NAIROBI, Kenya, Mar 14 – Oil marketing companies are set to start paying for oil imports in shilling as Kenya transitions to a six-month tendering window.
The system, a departure from the prevailing 1-month settlement system, is part of a government-to-government deal seeking to ease pressure on the local currency currently depreciating in value against the dollar.
Speaking at Kawi House on Monday, Energy and Petroleum Cabinet Secretary Davis Chirchir said the government went into negotiations with different governments leading to the signing of a deal with Saudi Aramco to supply Kenya with two diesel cargos every month for the next six months.
Under the deal set to take effect on April 1, Emirates National Oil Company(ENOC) Dubai is to supply three Petrol Cargos every month for the next six months.
Further, Abu Dhabi National Oil Company (ADNOC) will deliver two cargos of diesel every month for the next six months and Jet Fuel into the country.
“The product will henceforth be paid in Kenya Shillings. We will not be paying on the US Dollar,” Chirchir said.
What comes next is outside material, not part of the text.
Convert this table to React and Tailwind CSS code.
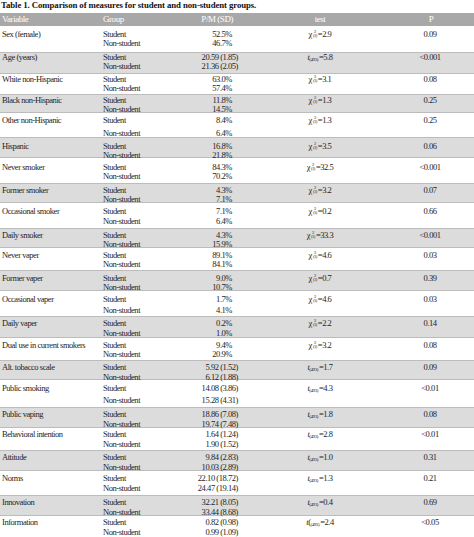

“This basically will relieve the pressure on the dollar to ensure that these dollars are available for the rest of the industry in manufacturing, food security and other sectors,” he explained.
Chirchir noted that the importation arrangements shall be centrally coordinated by his Ministry.
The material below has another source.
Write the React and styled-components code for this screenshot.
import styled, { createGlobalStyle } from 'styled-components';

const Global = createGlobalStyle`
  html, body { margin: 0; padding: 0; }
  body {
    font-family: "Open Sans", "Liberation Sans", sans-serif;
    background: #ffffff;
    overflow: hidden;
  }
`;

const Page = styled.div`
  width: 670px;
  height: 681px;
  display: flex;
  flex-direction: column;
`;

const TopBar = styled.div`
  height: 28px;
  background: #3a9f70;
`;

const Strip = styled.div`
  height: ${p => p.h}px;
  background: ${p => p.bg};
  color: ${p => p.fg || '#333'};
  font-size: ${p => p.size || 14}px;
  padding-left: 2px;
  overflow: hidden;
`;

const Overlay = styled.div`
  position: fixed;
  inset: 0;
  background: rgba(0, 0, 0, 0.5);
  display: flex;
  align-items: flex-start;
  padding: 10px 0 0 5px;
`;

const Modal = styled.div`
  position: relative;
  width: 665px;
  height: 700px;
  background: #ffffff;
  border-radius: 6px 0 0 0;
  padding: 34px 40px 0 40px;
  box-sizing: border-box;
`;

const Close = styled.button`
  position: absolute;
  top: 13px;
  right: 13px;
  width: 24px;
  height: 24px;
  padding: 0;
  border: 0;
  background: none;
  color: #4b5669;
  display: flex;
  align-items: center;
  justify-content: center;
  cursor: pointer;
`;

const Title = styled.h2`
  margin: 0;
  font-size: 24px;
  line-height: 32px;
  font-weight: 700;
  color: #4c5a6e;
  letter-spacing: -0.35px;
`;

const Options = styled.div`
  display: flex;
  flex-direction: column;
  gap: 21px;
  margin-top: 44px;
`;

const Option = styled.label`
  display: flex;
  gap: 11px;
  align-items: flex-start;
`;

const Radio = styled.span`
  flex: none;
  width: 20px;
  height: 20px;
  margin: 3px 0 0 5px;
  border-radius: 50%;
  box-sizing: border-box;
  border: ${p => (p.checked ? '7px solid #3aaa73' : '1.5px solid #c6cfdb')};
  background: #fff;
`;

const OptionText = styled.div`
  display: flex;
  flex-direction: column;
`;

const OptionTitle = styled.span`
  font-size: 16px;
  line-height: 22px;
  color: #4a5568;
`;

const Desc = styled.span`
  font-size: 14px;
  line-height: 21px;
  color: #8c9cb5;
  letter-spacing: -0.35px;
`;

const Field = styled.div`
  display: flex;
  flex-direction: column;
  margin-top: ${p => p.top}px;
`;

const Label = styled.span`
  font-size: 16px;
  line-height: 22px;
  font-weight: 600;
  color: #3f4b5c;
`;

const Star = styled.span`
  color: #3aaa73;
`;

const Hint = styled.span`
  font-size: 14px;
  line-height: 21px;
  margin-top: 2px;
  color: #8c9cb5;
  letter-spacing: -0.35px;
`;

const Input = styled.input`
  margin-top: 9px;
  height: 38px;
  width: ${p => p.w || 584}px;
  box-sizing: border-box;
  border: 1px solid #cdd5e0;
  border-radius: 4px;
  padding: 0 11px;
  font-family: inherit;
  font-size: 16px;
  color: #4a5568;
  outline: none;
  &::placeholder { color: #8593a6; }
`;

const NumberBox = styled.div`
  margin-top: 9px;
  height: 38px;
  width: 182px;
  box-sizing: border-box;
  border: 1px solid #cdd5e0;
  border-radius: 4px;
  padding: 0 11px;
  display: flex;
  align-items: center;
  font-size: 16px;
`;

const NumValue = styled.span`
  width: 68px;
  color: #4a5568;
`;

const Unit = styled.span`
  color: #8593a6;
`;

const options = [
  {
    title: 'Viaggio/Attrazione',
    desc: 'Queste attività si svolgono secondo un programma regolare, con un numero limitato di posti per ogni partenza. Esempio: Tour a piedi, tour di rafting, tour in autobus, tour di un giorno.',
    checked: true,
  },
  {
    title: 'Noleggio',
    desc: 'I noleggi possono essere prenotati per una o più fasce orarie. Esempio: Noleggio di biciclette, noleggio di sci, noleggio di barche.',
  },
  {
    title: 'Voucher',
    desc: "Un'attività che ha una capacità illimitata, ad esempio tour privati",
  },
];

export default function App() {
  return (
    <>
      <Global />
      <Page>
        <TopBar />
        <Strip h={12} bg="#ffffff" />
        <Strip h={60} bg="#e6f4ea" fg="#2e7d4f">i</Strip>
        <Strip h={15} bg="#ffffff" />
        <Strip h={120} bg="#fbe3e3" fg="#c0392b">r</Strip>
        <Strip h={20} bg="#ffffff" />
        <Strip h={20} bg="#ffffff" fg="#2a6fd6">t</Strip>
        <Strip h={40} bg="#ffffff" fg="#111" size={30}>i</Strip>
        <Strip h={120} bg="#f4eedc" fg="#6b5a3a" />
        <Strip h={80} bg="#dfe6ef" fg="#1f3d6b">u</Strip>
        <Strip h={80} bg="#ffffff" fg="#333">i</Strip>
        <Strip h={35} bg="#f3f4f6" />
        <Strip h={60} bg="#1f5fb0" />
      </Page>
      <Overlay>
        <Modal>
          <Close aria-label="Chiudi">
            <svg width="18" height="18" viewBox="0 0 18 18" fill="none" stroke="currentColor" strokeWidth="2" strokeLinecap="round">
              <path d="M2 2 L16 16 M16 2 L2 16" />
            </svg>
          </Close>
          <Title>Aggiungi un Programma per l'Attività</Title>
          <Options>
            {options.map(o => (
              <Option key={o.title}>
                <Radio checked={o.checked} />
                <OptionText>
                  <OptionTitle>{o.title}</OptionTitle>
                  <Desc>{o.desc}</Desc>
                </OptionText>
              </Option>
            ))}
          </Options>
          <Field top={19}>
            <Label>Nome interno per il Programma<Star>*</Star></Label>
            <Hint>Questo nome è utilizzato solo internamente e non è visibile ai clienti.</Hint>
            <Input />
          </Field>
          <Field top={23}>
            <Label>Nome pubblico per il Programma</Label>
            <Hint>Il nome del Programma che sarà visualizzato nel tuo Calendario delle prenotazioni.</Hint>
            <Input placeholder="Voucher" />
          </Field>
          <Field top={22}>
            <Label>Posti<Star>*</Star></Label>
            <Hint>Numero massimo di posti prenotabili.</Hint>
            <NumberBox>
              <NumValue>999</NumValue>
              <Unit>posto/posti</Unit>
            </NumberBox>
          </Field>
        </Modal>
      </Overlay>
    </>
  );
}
“The proposed transaction is expected to alleviate the demand for the dollar-driven by petroleum imports by extending time required to source for USD liquidity from the current five days to one hundred and eighty days,” he said.
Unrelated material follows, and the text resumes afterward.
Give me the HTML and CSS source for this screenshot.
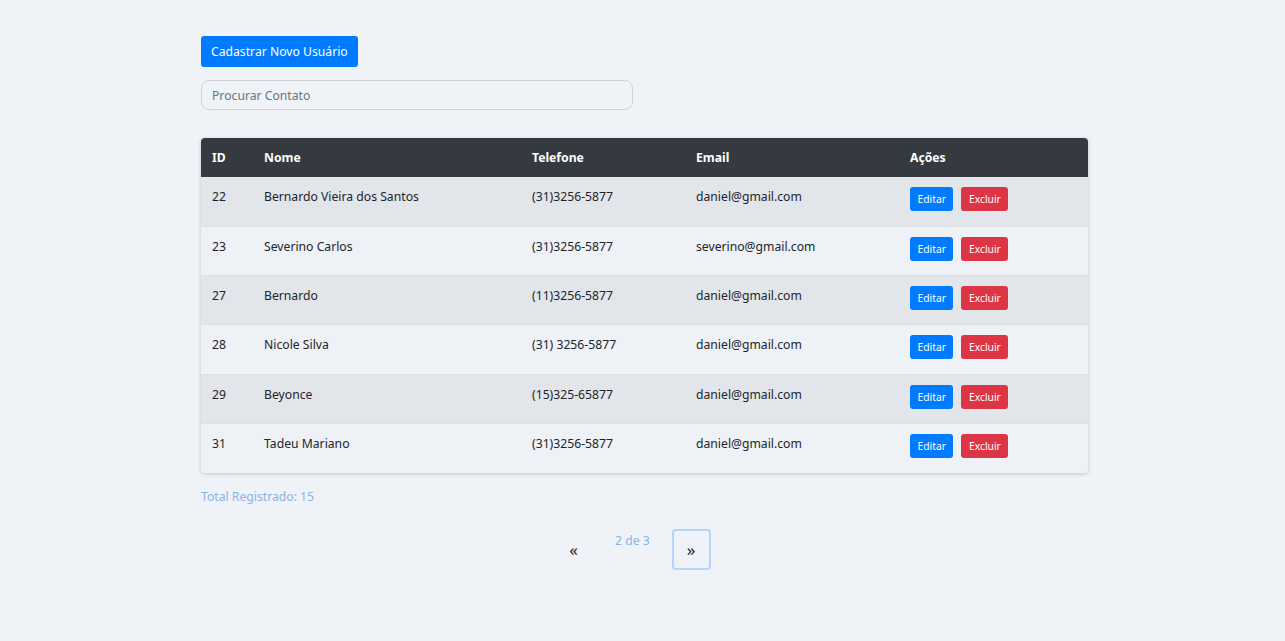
FILE: index.html
```html
<!DOCTYPE html>
<html lang="pt-BR">
<head>
<meta charset="utf-8">
<title>Usuários</title>
<link rel="stylesheet" href="styles.css">
</head>
<body>
<div class="container">
  <button class="btn btn-primary btn-new">Cadastrar Novo Usuário</button>
  <input class="search" type="text" placeholder="Procurar Contato">
  <div class="table-wrap">
    <table class="users">
      <thead>
        <tr><th class="c-id">ID</th><th class="c-nome">Nome</th><th class="c-tel">Telefone</th><th class="c-email">Email</th><th>Ações</th></tr>
      </thead>
      <tbody>
        <tr><td>22</td><td>Bernardo Vieira dos Santos</td><td>(31)3256-5877</td><td>daniel@gmail.com</td><td><button class="btn-sm edit">Editar</button><button class="btn-sm del">Excluir</button></td></tr>
        <tr><td>23</td><td>Severino Carlos</td><td>(31)3256-5877</td><td>severino@gmail.com</td><td><button class="btn-sm edit">Editar</button><button class="btn-sm del">Excluir</button></td></tr>
        <tr><td>27</td><td>Bernardo</td><td>(11)3256-5877</td><td>daniel@gmail.com</td><td><button class="btn-sm edit">Editar</button><button class="btn-sm del">Excluir</button></td></tr>
        <tr><td>28</td><td>Nicole Silva</td><td>(31) 3256-5877</td><td>daniel@gmail.com</td><td><button class="btn-sm edit">Editar</button><button class="btn-sm del">Excluir</button></td></tr>
        <tr><td>29</td><td>Beyonce</td><td>(15)325-65877</td><td>daniel@gmail.com</td><td><button class="btn-sm edit">Editar</button><button class="btn-sm del">Excluir</button></td></tr>
        <tr><td>31</td><td>Tadeu Mariano</td><td>(31)3256-5877</td><td>daniel@gmail.com</td><td><button class="btn-sm edit">Editar</button><button class="btn-sm del">Excluir</button></td></tr>
      </tbody>
    </table>
  </div>
  <p class="total">Total Registrado: 15</p>
  <div class="pager">
    <button class="page-btn">«</button>
    <span class="page-info">2 de 3</span>
    <button class="page-btn focused">»</button>
  </div>
</div>
</body>
</html>
```
FILE: styles.css
```css
html, body {
  margin: 0;
  padding: 0;
  background: #eff2f7;
  font-family: "Noto Sans", "Open Sans", sans-serif;
  color: #212529;
}
.container {
  width: 888px;
  margin-left: calc(50% - 441.5px);
  padding-top: 36px;
  display: flex;
  flex-direction: column;
  align-items: flex-start;
}
.btn {
  font-family: inherit;
  border: none;
  cursor: pointer;
}
.btn-primary {
  background: #007bff;
  color: #fff;
  font-size: 12.2px;
  height: 31px;
  padding: 0 10px;
  border-radius: 3px;
}
.search {
  margin-top: 13px;
  width: 432px;
  height: 30px;
  box-sizing: border-box;
  border: 1px solid #ced4da;
  border-radius: 8px;
  background: transparent;
  padding: 0 10px;
  font-family: inherit;
  font-size: 12.2px;
  color: #495057;
}
.search::placeholder { color: #6c757d; }
.table-wrap {
  margin-top: 28px;
  width: 887px;
  border-radius: 4px;
  overflow: hidden;
  box-shadow: 0 1px 4px rgba(0,0,0,0.18);
}
.users {
  width: 100%;
  border-collapse: collapse;
  font-size: 12.2px;
}
.users th {
  background: #343a40;
  color: #fff;
  font-weight: 700;
  text-align: left;
  height: 39px;
  padding: 0 10px 0 11px;
  font-size: 12.2px;
}
.users td {
  height: 49.3px;
  padding: 10px 10px 0 11px;
  box-sizing: border-box;
  color: #212529;
  vertical-align: top;
  line-height: 20px;
  border-top: 1px solid #dde1e6;
}
.users tbody tr:first-child td { border-top: none; }
.users tbody tr:nth-child(odd) td { background: #e2e5ea; }
.users tbody tr:nth-child(even) td { background: #eef1f6; }
.c-id { width: 31px; }
.c-nome { width: 247px; }
.c-tel { width: 143px; }
.c-email { width: 193px; }
.btn-sm {
  font-family: inherit;
  border: none;
  color: #fff;
  font-size: 10.3px;
  height: 24px;
  padding: 0 7.5px;
  border-radius: 3px;
  margin-right: 8px;
  vertical-align: top;
}
.edit { background: #007bff; }
.del { background: #dc3545; }
.total {
  margin: 15px 0 0;
  font-size: 12.2px;
  color: #8ab4e8;
}
.pager {
  display: flex;
  align-items: flex-start;
  gap: 22px;
  margin-top: 24px;
  margin-left: 353px;
}
.page-btn {
  width: 39px;
  height: 41px;
  background: transparent;
  border: 2px solid transparent;
  border-radius: 4px;
  font-size: 17px;
  color: #212529;
  font-family: inherit;
  padding: 0;
}
.page-btn.focused { border-color: #b3d4fb; }
.page-info {
  font-size: 12.2px;
  color: #8ab4e8;
  text-align: center;
  margin-top: 3px;
}
```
“This is expected to increase the country’s forex reserves which will help decrease currency speculation, whilst revamping the country’s dormant interbank market. What we are doing as a country is to try and manage the interbank spread and with the challenge of the tightening of the monetary policy, we should be able to bring this under control,” Chirchir elaborated.
Kenya’s forex reserves hit an all-time low on March 10 amid a raging dollar crisis in the market which has seen the shilling hit a low of 129 units to the greenback.
The latest Central Bank of Kenya(CBK) weekly bulletin put the country’s usable foreign exchange reserves at USD 6.56 billion(Sh852.2billion) as of March 9, equivalent to 3.67 months of import cover.
Chirchir stated that this G-to-G transaction is anticipated to result in a long-term reduction in the cost of petroleum products by leveraging on economies of scale that arises from having a longer supply contract.
How the G-to-G arrangement will work
On March 1, the Government of Kenya invited bids from Government owned entities for the supply of petroleum products under a G-to-G arrangement.
Subsequently, bilateral discussions with governments of potential International Oil Companies (IOCs) were commenced.
The process contemplates LC tenors of 180 days and the identified IoC will receive payment in dollars.
The identified IoC will then nominate OMC(s) to import the petroleum products on its behalf.
The nominated OMCs will work with banks to issue an Irrevocable Letter of Credit (LC) to the IoC.
Participants in the OTS will pay the nominated OMC in Kenya shillings for Premium Motor Spirit (Super Petrol) and Automotive Gasoil (Diesel) destined for the local market whilst Jet A-1 and cargo destined for transit will continue to be paid for in USD.
The nominated OMC will source US dollars on or before the lapse of the 180-day credit period to meet the LC requirements.